• **Given information**
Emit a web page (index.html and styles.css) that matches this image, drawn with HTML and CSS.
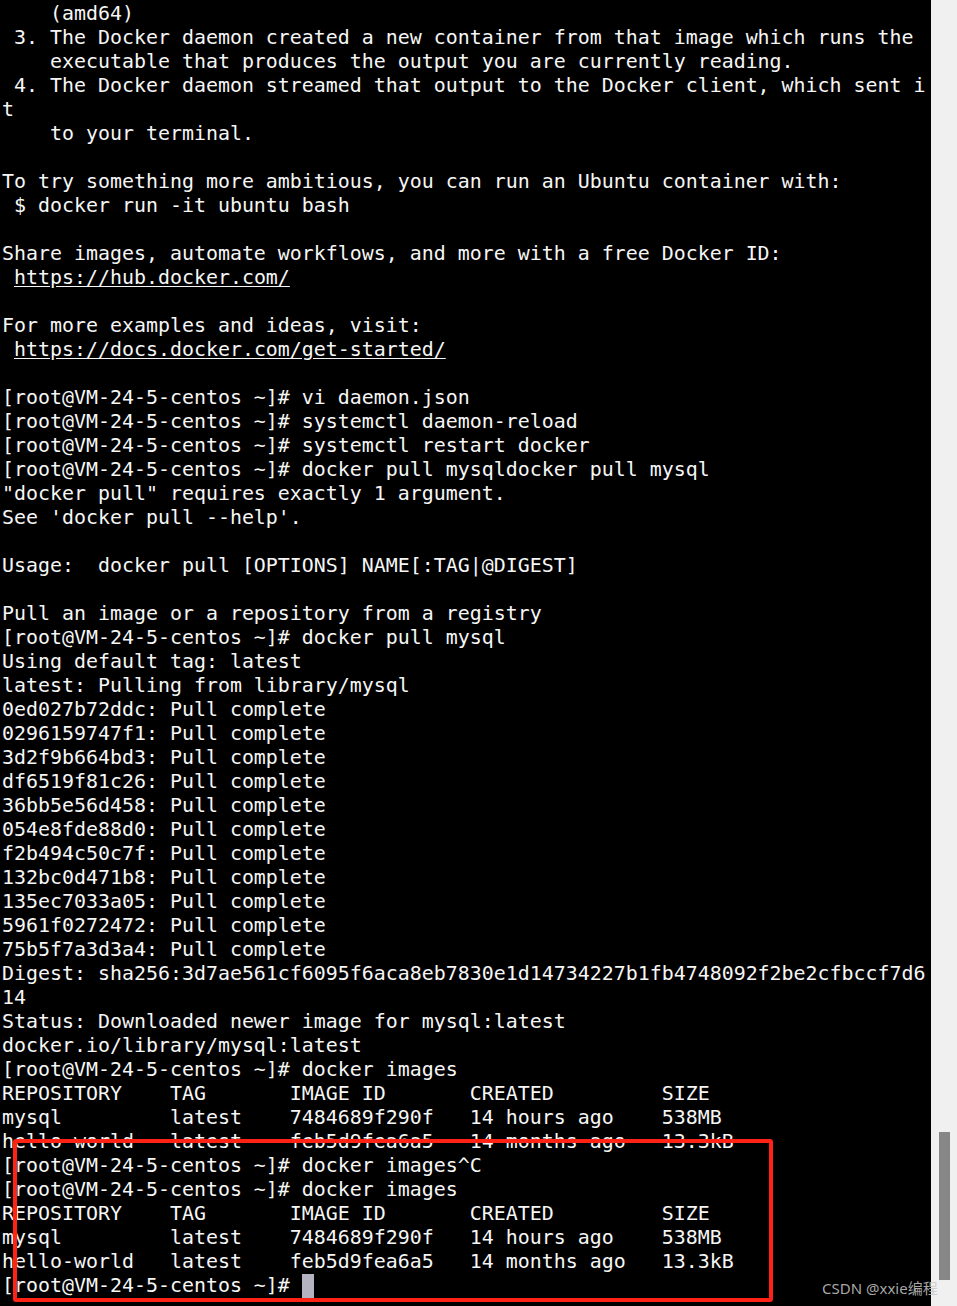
FILE: index.html
```html
<!DOCTYPE html>
<html lang="en">
<head>
<meta charset="utf-8">
<title>Terminal</title>
<link rel="stylesheet" href="styles.css">
</head>
<body>
<div class="window">
<pre class="term">    (amd64)
 3. The Docker daemon created a new container from that image which runs the
    executable that produces the output you are currently reading.
 4. The Docker daemon streamed that output to the Docker client, which sent i
t
    to your terminal.

To try something more ambitious, you can run an Ubuntu container with:
 $ docker run -it ubuntu bash

Share images, automate workflows, and more with a free Docker ID:
 <span class="link">https://hub.docker.com/</span>

For more examples and ideas, visit:
 <span class="link">https://docs.docker.com/get-started/</span>

[root@VM-24-5-centos ~]# vi daemon.json
[root@VM-24-5-centos ~]# systemctl daemon-reload
[root@VM-24-5-centos ~]# systemctl restart docker
[root@VM-24-5-centos ~]# docker pull mysqldocker pull mysql
"docker pull" requires exactly 1 argument.
See 'docker pull --help'.

Usage:  docker pull [OPTIONS] NAME[:TAG|@DIGEST]

Pull an image or a repository from a registry
[root@VM-24-5-centos ~]# docker pull mysql
Using default tag: latest
latest: Pulling from library/mysql
0ed027b72ddc: Pull complete
0296159747f1: Pull complete
3d2f9b664bd3: Pull complete
df6519f81c26: Pull complete
36bb5e56d458: Pull complete
054e8fde88d0: Pull complete
f2b494c50c7f: Pull complete
132bc0d471b8: Pull complete
135ec7033a05: Pull complete
5961f0272472: Pull complete
75b5f7a3d3a4: Pull complete
Digest: sha256:3d7ae561cf6095f6aca8eb7830e1d14734227b1fb4748092f2be2cfbccf7d6
14
Status: Downloaded newer image for mysql:latest
docker.io/library/mysql:latest
[root@VM-24-5-centos ~]# docker images
REPOSITORY    TAG       IMAGE ID       CREATED         SIZE
mysql         latest    7484689f290f   14 hours ago    538MB
hello-world   latest    feb5d9fea6a5   14 months ago   13.3kB
[root@VM-24-5-centos ~]# docker images^C
[root@VM-24-5-centos ~]# docker images
REPOSITORY    TAG       IMAGE ID       CREATED         SIZE
mysql         latest    7484689f290f   14 hours ago    538MB
hello-world   latest    feb5d9fea6a5   14 months ago   13.3kB
[root@VM-24-5-centos ~]# <span class="cursor"> </span></pre>
<div class="scrollbar"><div class="thumb"></div></div>
<div class="highlight"></div>
<div class="watermark">CSDN @xxie编程</div>
</div>
</body>
</html>
```
FILE: styles.css
```css
html, body {
  margin: 0;
  padding: 0;
  background: #000;
}
.window {
  position: relative;
  display: flex;
  width: 957px;
  height: 1306px;
  overflow: hidden;
}
.term {
  flex: 0 0 929px;
  margin: 0;
  padding: 2px 0 0 2px;
  background: #000;
  color: #f6f6f6;
  font-family: "DejaVu Sans Mono", monospace;
  font-size: 19.93px;
  line-height: 24px;
  white-space: pre;
  overflow: hidden;
}
.link {
  text-decoration: underline;
  text-underline-offset: 2px;
}
.cursor {
  display: inline-block;
  width: 12px;
  height: 24px;
  vertical-align: top;
  background: #b3b3c2;
}
.scrollbar {
  flex: 0 0 26px;
  background: #f0f0f0;
  display: flex;
  flex-direction: column;
  justify-content: flex-end;
  padding-bottom: 26px;
  box-sizing: border-box;
}
.thumb {
  width: 11px;
  height: 148px;
  margin-left: 8px;
  background: #878787;
}
.highlight {
  position: absolute;
  left: 13px;
  top: 1139px;
  width: 752px;
  height: 155px;
  border: 4px solid #ff2215;
  border-radius: 3px;
}
.watermark {
  position: absolute;
  left: 822px;
  top: 1278px;
  font-family: "Noto Sans", "Noto Sans CJK SC", sans-serif;
  font-size: 15px;
  line-height: 20px;
  color: rgba(200, 200, 200, 0.85);
  white-space: nowrap;
}
```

• **Exercise goal**
State how many lines of the listing hold the string "styles"; reply with the number and nothing else.

• **Written answer**
3